Musique : Michael Kamen

   
   
Boss Spearman (Robert Duvall) et Charley Waite (Kevin Costner) travaillent ensemble depuis une décennie, conduisant à travers les Etats-Unis des troupeaux de bétail itinérants. Ils ont comme coéquipiers le jeune Espagnol Button (Diego Luna) ainsi que le gros et jovial Mose (Abraham Benrubi). Ce dernier, envoyé dans une ville qu'ils viennent de dépasser, pour faire quelques courses, ne revient pas. Et pour cause, il a été emprisonné par le shériff Poole (James Russo). Boss parvient à le faire libérer. Mais Denton Baxter (Michael Gambon), gros propriétaire qui tient la ville dans sa main, les menace. Quelques heures plus tard, Mose est tué et Button grièvement blessé. Charley et son compagnon ramènent l'adolescent à la ville chez le docteur Barlow (Dean McDermott)... 
 
   Treize ans après "Danse avec les loups", qui tenait autant du western que de la fresque méditative, et quelques tentatives pour le moins douteuses (telles "Waterworld" ou "The Postman"), Kevin Costner revient, sous la double casquette de réalisateur et d'acteur, vers du classique de chez classique. On pense tout de suite à "Réglement de compte à O.K.Corral" ou au "Train sifflera trois fois". Autant dire que les références sont d'une haute qualité. Deux personnages vieillis, par les épreuves et la perpétuelle mouvance, sinon par l'âge, puisque Charley est relativement jeune ; de vastes espaces vierges où les troupeaux et les hommes se déplacent (théoriquement) en liberté... Et puis le grain de sable qui va stopper net cette indépendance, dans la personne du traditionnel propriétaire dont le pouvoir tyrannique s'est étendu sur une ville entière.
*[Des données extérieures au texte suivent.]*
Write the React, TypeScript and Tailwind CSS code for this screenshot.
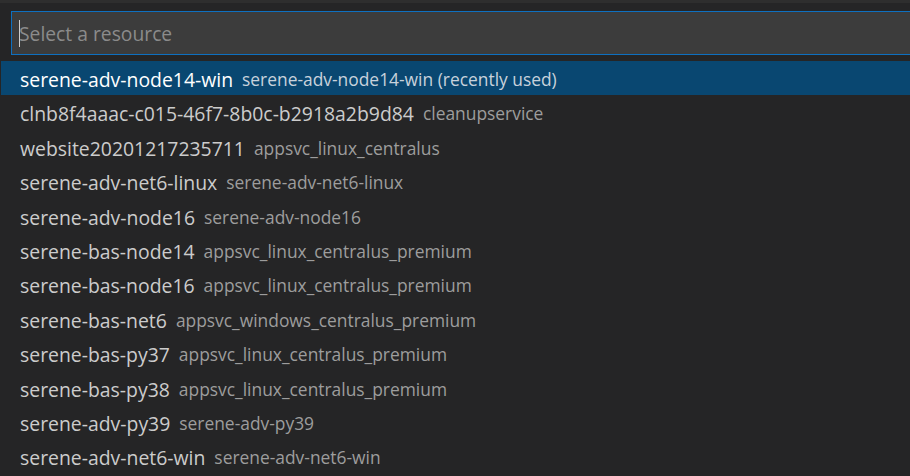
import React from "react";

const items: { label: string; desc: string }[] = [
  { label: "serene-adv-node14-win", desc: "serene-adv-node14-win (recently used)" },
  { label: "clnb8f4aaac-c015-46f7-8b0c-b2918a2b9d84", desc: "cleanupservice" },
  { label: "website20201217235711", desc: "appsvc_linux_centralus" },
  { label: "serene-adv-net6-linux", desc: "serene-adv-net6-linux" },
  { label: "serene-adv-node16", desc: "serene-adv-node16" },
  { label: "serene-bas-node14", desc: "appsvc_linux_centralus_premium" },
  { label: "serene-bas-node16", desc: "appsvc_linux_centralus_premium" },
  { label: "serene-bas-net6", desc: "appsvc_windows_centralus_premium" },
  { label: "serene-bas-py37", desc: "appsvc_linux_centralus_premium" },
  { label: "serene-bas-py38", desc: "appsvc_linux_centralus_premium" },
  { label: "serene-adv-py39", desc: "serene-adv-py39" },
  { label: "serene-adv-net6-win", desc: "serene-adv-net6-win" },
];

export default function App() {
  return (
    <div
      className="w-[910px] h-[476px] overflow-hidden bg-[#252526] flex flex-col"
      style={{ fontFamily: '"Open Sans", "Noto Sans", sans-serif' }}
    >
      <div className="h-[3px] bg-[#2e2e2e] shrink-0" />
      <div className="pl-[11px] pt-[8px] shrink-0">
        <div className="relative h-[44px] w-[920px] bg-[#3c3c3c] border border-[#0e70c0] flex items-center pl-[7px] pt-[2px]">
          <div className="absolute left-[7px] top-[8px] w-px h-[27px] bg-[#cccccc]" />
          <span className="text-[19.3px] text-[#8b8b8b] leading-none">Select a resource</span>
        </div>
      </div>
      <div className="pt-[6px] flex flex-col">
        {items.map((it, i) => (
          <div
            key={i}
            className={
              "h-[34.4px] shrink-0 flex items-center pl-[19px] pt-[3px] ml-px whitespace-nowrap " +
              (i === 0 ? "bg-[#094771]" : "")
            }
          >
            <span className={"text-[19.4px] leading-none " + (i === 0 ? "text-white" : "text-[#cccccc]")}>{it.label}</span>
            <span className={"text-[17.4px] leading-none ml-[9px] " + (i === 0 ? "text-[#c8d2dc]" : "text-[#9d9d9d]")}>{it.desc}</span>
          </div>
        ))}
      </div>
    </div>
  );
}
Rien que nous n'ayons vu cent fois : le shériff lâche, dont le seul rôle est de lécher les bottes de son employeur, les habitants apeurés, qui s'enferment à double tour dès qu'un affrontement s'annonce, et deux personnages venus de nulle part, qui se voient contraints de replacer la vie de la cité dans un chemin plus conforme à l'honneur.  
 
   Le réalisateur prend tout son temps pour mettre en route cette histoire simplissime. Le rythme de la narration s'harmonise avec la lassitude qu'on devine dans les corps et les coeurs de ces hommes qui travaillent ensemble depuis plus de dix ans, et ne connaissent même pas leurs véritables noms ! Le sentiment vient même, au bout d'un certain temps que tout cela est beau, majestueux, mais néanmoins passablement vide. Ce qui n'est d'ailleurs pas faux en soi. Mais, insensiblement, par petites touches imperceptibles, au fil de la dramatisation des événements, des confrontations de plus en plus aiguës, et, surtout, par la grâce d'un personnage féminin magnifique de sincérité et de noblesse, la vacuité se comble d'une humanité vibrante et authentique.  
 
   Les dialogues, toujours simples, laissent émerger la dignité des individualités, les situations, même primaires, découvrent l'intimité des âmes. Tandis que la violence des affrontements s'accroît, la quête intérieure des trois principaux personnages se dessine. Fuyant tout spectaculaire, toute esbroufe, Kevin Costner nous gratifie d'une histoire simple, racontée avec une pudeur sincère, une timidité frémissante, dont l'austérité sert merveilleusement ce que l'on peut supposer être le dernier combat de ces hommes désabusés. Loin de son rôle de jeune chien fou dans "Silverado", l'acteur-réalisateur campe ici un être fragile, culpabilisé par une dérive criminelle qui le poursuit et l'obsède, dont la sobriété n'a d'égale que l'humanisme touchant. Quant à Boss, son apparence originelle fruste évolue elle aussi vers une sagesse naturelle empreinte de bonté qui est le signe des esprits évolués.